Earlier this month I attended an interesting event hosted by the Worshipful Company of Plumbers.
Each year the Livery Company invites experts in their field to give a lecture on topics related to the plumbing and heating industry, and this year’s talk focused on the relative merits of apprenticeships and university degrees.
One of the key issues highlighted on the day was that vocational pathways are still viewed by teachers and career advisors as a secondary choice – something only considered when more academic studies are not a viable option.
One of the problems, of course, is that the majority of those looking to offer advice to students have probably been university educated themselves and have no experience of what apprenticeships have to offer.
Unlike some other countries, where vocational qualifications appear to be more highly valued, it seems that there is no parity of esteem in the UK when it comes to the public perception of degrees versus apprenticeships, and that’s despite a plumbing and heating apprenticeship often taking longer to complete than a three-year degree course.

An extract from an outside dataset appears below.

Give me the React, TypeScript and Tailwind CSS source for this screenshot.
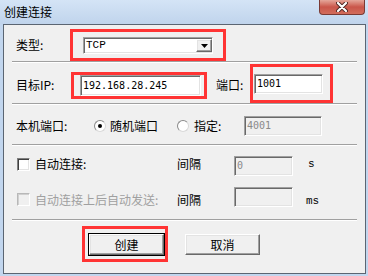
const sunken =
  'border border-t-[#a0a0a0] border-l-[#a0a0a0] border-b-white border-r-white shadow-[inset_1px_1px_0_#696969,inset_-1px_-1px_0_#e3e3e3]';
const raised =
  'border border-t-white border-l-white border-b-[#696969] border-r-[#696969] shadow-[inset_-1px_-1px_0_#a0a0a0,inset_1px_1px_0_#e3e3e3] bg-[#f0f0f0]';
const mono = "font-['DejaVu_Sans_Mono',monospace] text-[10px]";
const unit = "font-['Liberation_Mono',monospace] text-[11px] text-black";

function Separator() {
  return <div className="mx-[8px] h-[2px] border-t border-b border-t-[#a0a0a0] border-b-white" />;
}

function Field({ value, disabled, w, h }: { value?: string; disabled?: boolean; w: string; h: string }) {
  return (
    <div
      className={`${sunken} ${w} ${h} flex items-center pl-[2px] ${mono} ${
        disabled ? 'bg-[#f0f0f0] text-[#8a8a8a]' : 'bg-white text-black'
      }`}
    >
      {value}
    </div>
  );
}

function Radio({ checked }: { checked?: boolean }) {
  return (
    <div className="w-[12px] h-[12px] rounded-full border border-t-[#8a8a8a] border-l-[#8a8a8a] border-b-[#d8d8d8] border-r-[#d8d8d8] bg-white flex items-center justify-center">
      {checked && <div className="w-[4px] h-[4px] rounded-full bg-black" />}
    </div>
  );
}

function Checkbox({ disabled }: { disabled?: boolean }) {
  return (
    <div
      className={`w-[13px] h-[13px] border ${
        disabled
          ? 'border-t-[#b8b8b8] border-l-[#b8b8b8] border-b-white border-r-white bg-[#f0f0f0] shadow-[inset_1px_1px_0_#d0d0d0]'
          : 'border-t-[#808080] border-l-[#808080] border-b-white border-r-white bg-white shadow-[inset_1px_1px_0_#404040,inset_-1px_-1px_0_#e3e3e3]'
      }`}
    />
  );
}

export default function App() {
  return (
    <div className="w-[368px] h-[276px] bg-[#c2d6ee] flex flex-col overflow-hidden text-[12px] leading-[16px] text-black font-['Noto_Sans_CJK_SC',sans-serif]">
      {/* title bar */}
      <div className="h-[24px] flex justify-between bg-linear-to-b from-[#d4e4f6] to-[#c0d4ec]">
        <div className="pl-[4px] pt-[4px] text-[12px]">创建连接</div>
        <div className="mr-[3px] w-[46px] h-[15px] rounded-b-[4px] border border-t-0 border-[#7a3a34] bg-linear-to-b from-[#e4a69a] via-[#c9554a] to-[#d26d5c] flex items-center justify-center">
          <svg width="12" height="10" viewBox="0 0 12 10">
            <path d="M2 1 L10 9 M10 1 L2 9" stroke="#4b2420" strokeWidth="4" strokeLinecap="round" />
            <path d="M2 1 L10 9 M10 1 L2 9" stroke="#ffffff" strokeWidth="2.2" strokeLinecap="round" />
          </svg>
        </div>
      </div>

      {/* client area */}
      <div className="ml-[3px] mr-[2px] mb-[2px] flex-1 border border-[#5b6572] bg-[#f0f0f0] flex flex-col">
        {/* type */}
        <div className="h-[36px] flex items-start pt-[4px] pl-[12px]">
          <div className="w-[54px] h-[32px] flex items-center">类型:</div>
          <div className="w-[156px] h-[32px] border-[3px] border-[#ff3434] pl-[10px] pt-[5px]">
            <div className={`${sunken} w-[130px] h-[17px] bg-white flex items-center`}>
              <div className="flex-1 pl-[2px] font-['Liberation_Mono',monospace] text-[11px] leading-[13px]">TCP</div>
              <div className={`${raised} w-[16px] h-[13px] flex items-center justify-center`}>
                <svg width="7" height="4" viewBox="0 0 7 4">
                  <path d="M0 0 H7 L3.5 4 Z" fill="#000" />
                </svg>
              </div>
            </div>
          </div>
        </div>
        <Separator />

        {/* target ip / port */}
        <div className="h-[40px] flex items-start pl-[12px]">
          <div className="w-[55px] mt-[14px]">目标IP:</div>
          <div className="mt-[9px] w-[136px] h-[27px] border-[3px] border-[#ff3434] pl-[6px] pr-[3px]">
            <Field value="192.168.28.245" w="w-[121px]" h="h-[21px]" />
          </div>
          <div className="ml-[9px] w-[34px] mt-[14px]">端口:</div>
          <div className="mt-[1px] w-[83px] h-[39px] border-[3px] border-[#ff3434] pl-[1px] pt-[7px]">
            <Field value="1001" w="w-[69px]" h="h-[20px]" />
          </div>
        </div>
        <Separator />

        {/* local port */}
        <div className="h-[39px] flex items-center pl-[12px] pt-[3px]">
          <div className="w-[78px]">本机端口:</div>
          <Radio checked />
          <div className="ml-[4px]">随机端口</div>
          <div className="ml-[19px]">
            <Radio />
          </div>
          <div className="ml-[5px] w-[50px]">指定:</div>
          <Field value="4001" disabled w="w-[78px]" h="h-[20px]" />
        </div>
        <Separator />

        {/* auto connect */}
        <div className="h-[35px] flex items-start pl-[13px]">
          <div className="mt-[12px]">
            <Checkbox />
          </div>
          <div className="ml-[5px] w-[142px] mt-[10px]">自动连接:</div>
          <div className="w-[57px] mt-[10px]">间隔</div>
          <div className="mt-[10px]">
            <Field value="0" disabled w="w-[59px]" h="h-[20px]" />
          </div>
          <div className={`ml-[15px] mt-[10px] ${unit}`}>s</div>
        </div>

        <div className="h-[38px] flex items-start pl-[13px]">
          <div className="mt-[12px]">
            <Checkbox disabled />
          </div>
          <div className="ml-[5px] w-[142px] mt-[11px] text-[#a0a0a0]">自动连接上后自动发送:</div>
          <div className="w-[57px] mt-[11px]">间隔</div>
          <div className="mt-[6px]">
            <Field disabled w="w-[59px]" h="h-[20px]" />
          </div>
          <div className={`ml-[13px] mt-[12px] ${unit}`}>ms</div>
        </div>
        <Separator />

        {/* buttons */}
        <div className="flex-1 flex items-start pt-[5px] pl-[78px]">
          <div className="w-[86px] h-[36px] border-[3px] border-[#ff3434] pl-[3px] pt-[4px]">
            <div className="w-[77px] h-[23px] border border-black">
              <div className={`${raised} w-full h-full flex items-center justify-center`}>创建</div>
            </div>
          </div>
          <div className={`${raised} ml-[17px] mt-[8px] w-[75px] h-[21px] flex items-center justify-center`}>
            取消
          </div>
        </div>
      </div>
    </div>
  );
}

2021-22 students leave with a whopping £45,800 average debt
A road to prosperity?
While choosing a career is not necessarily all about the financial rewards, it would be interesting to know how many degree students actually go on to enjoy a more prosperous employment than their plumbing counterparts.
The latest analysis suggests that the average debt for the cohort of students who started their university courses in 2021-22 is a whopping £45,800.
Even if only a small percentage of them go on to repay the loan in full, it still represents a considerable burden to have to carry through most of your working life.
In comparison, rather than racking up debt, most tradespeople will be able to earn some good money while learning the skills of their profession – something that surely should give pause for thought for the thousands of school-leavers who aspire to go to university each year.
Job security from AI
For most people, job security is another important consideration when looking at future career options.
According to many commentators, the world is currently in the early stages of the fourth industrial revolution – a digital revolution where artificial intelligence is set to disrupt the labour market and displace workers from numerous sectors, including customer services, data processing and even the creative arts.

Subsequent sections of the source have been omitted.